A Dutch Muslim broadcasting company competing for airtime has recognised the controversial Ahmadiyya sect as one of the main currents in Islam. Such recognition is unique in the world.
By Mohamed Amezian and Michel Hoebink
"In the whole of Europe you won't find a single Muslim organisation which includes Sunnis and Shiites, Alevites and Ahmadiyya," says Fethi Killi of the Muslim Broadcasting Foundation (SMO) proudly. "We have achieved that for the very first time."
The Ahmadiyya is an Islamic sect that is considered heretic by the main institutions of orthodox Sunni Islam. As many members of the large Dutch Surinamese community belong to the Ahmadiyya, the recognition of the sect, which originated in Pakistan, has always been a sensitive topic. The Dutch authorities recognise the Ahmadiyya as one of the main movements in Islam. But orthodox Muslim organisations refuse to recognise them as Muslims.
The issue surfaced again recently in the process of establishing a new Muslim Broadcasting Company. The former Dutch Muslim Broadcaster (NMO) had failed because of internal divisions. Five new organisations are now competing for the available airtime, of which the SMO is the largest and most favoured candidate.
An important measure used by the Dutch authorities in selecting the new Broadcasting Company is that they should represent as many of the Dutch Islamic groups and movements as possible. The SMO complies with this demand by including in its organisation all the groups that are recognised by the Dutch authorities as the 'main movements of Islam': Sunnis, Shiites, Alevites and Ahmadiyya.
"It's important to do justice to the diversity of the Muslim community in the Netherlands," says Yasin Furqani of the Council of Moroccan Mosques in the Netherlands (RMMN), one of SMO's members. "The Ahmadiyya are an important section of that community and therefore belong to our organisation."
The Ahmadiyya are highly controversial in the Muslim world, explains Fathi Killi of the SMO. He thinks that in particular the Sunni groups in his organisation have shown themselves to be very mature in their decision to co-operate. "For the first time in Europe, these groups have decided not to exclude others on theological grounds. We emphasise that we all worship the same God and believe in the same prophets and the same Holy Books."
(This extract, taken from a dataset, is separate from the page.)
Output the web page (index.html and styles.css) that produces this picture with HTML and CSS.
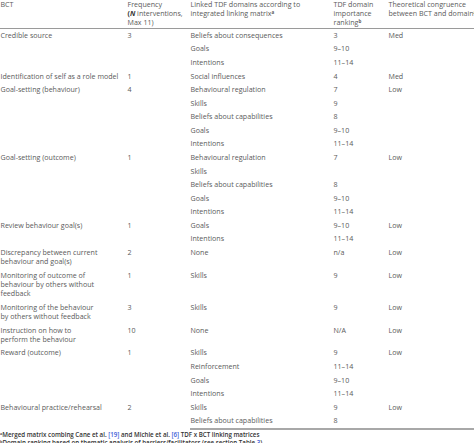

Not all Dutch Muslim organisations are content with this ecumenical approach, says Killi. "Some refuse to cooperate and emphasise that there is only one correct Islam, namely theirs." Negotiations to merge or co-operate with another candidate, the Muslim Dutch Service (MON), failed for this reason. The SMO allegedly refused to recognise the Ahmadiyya as an equal partner.
Radi Suudi, spokesman of MON, denies that his organisation wants to exclude the Ahmadiyya. "We are most willing to co-operate with them. But the SMO demanded from us a written declaration that we recognise the Ahmadiyya as a major Islamic current. We are a journalistic organisation and as such we do not want to occupy ourselves with such theological issues."
The Dutch authorities are expected to decide in January which of the candidates will get the airtime and which will be the new Muslim broadcasting company.